Barack Obama has a lead in pledged delegates and in all likelihood will end the primaries with more voter-determined delegates than Hillary Clinton. He's picking up superdelegates at a quicker pace than Clinton. He's ahead in the popular vote. Yet.....If one looks at the recent media coverage and the latest polls, it's hard not to wonder if Obama is losing altitude--and doing so at a dangerous rate. The media narrative of the race in the past month has been dominated by Wright and Bittergate. Do voters care about this stuff? Pundits and analysts argue--and wonder--about this. It's hard to tell how much of a connection exists between what appears on cable news shows--which only a few million Americans watch each night--and how voters view politics and render decisions.
As for the polls, it's always perilous to pay too much attention to them. But the latest polling data from both North Carolina and Indiana all point in a direction troubling for Obama. In early April in North Carolina, he led Clinton by 10 to 23 points in various surveys. Now, he has a 7-point edge. In Indiana, three recent polls have Clinton ahead by 5, 8, and 9 points.

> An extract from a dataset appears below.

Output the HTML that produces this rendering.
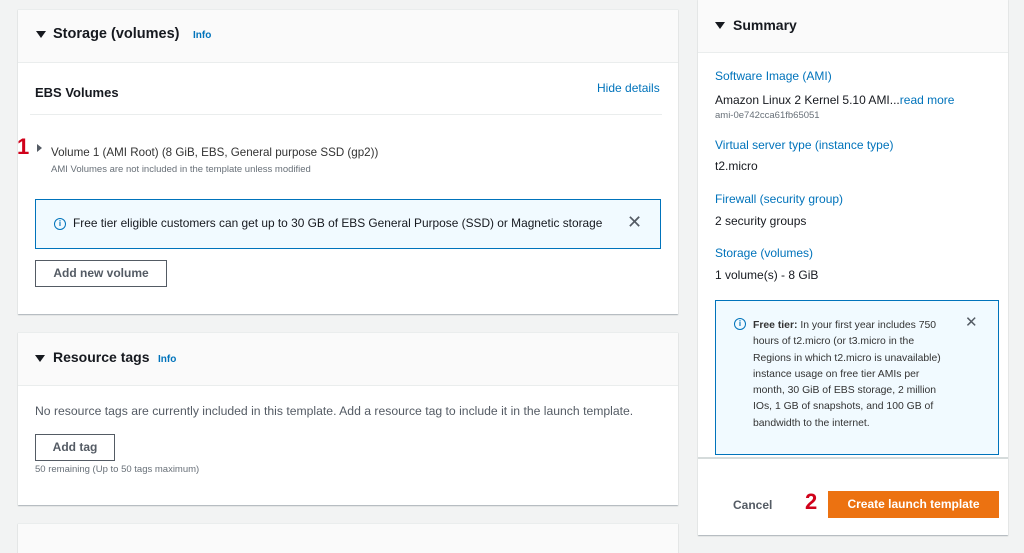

Could Obama be sinking? Does he need a game-changer after the Wright to-do and the bitter "bitter" fuss? For political analysts, it is always tempting to overreact. That's what pundits and commentators do. It makes for better columns and better TV. Perhaps he'll do fine in North Carolina and Indiana, with voters in these states embracing him for the same reasons millions of Democrats elsewhere have done. But what if Obama truly is slipping and manages only to limp across the finish line? That's obviously what Clinton and her crew are betting on. And such an end to the primaries could lead to protracted political warfare within the Democratic Party. One question is, what can she really do if he ends up with more pledged delegates? But the flip side is, can he keep hope alive if he closes weakly?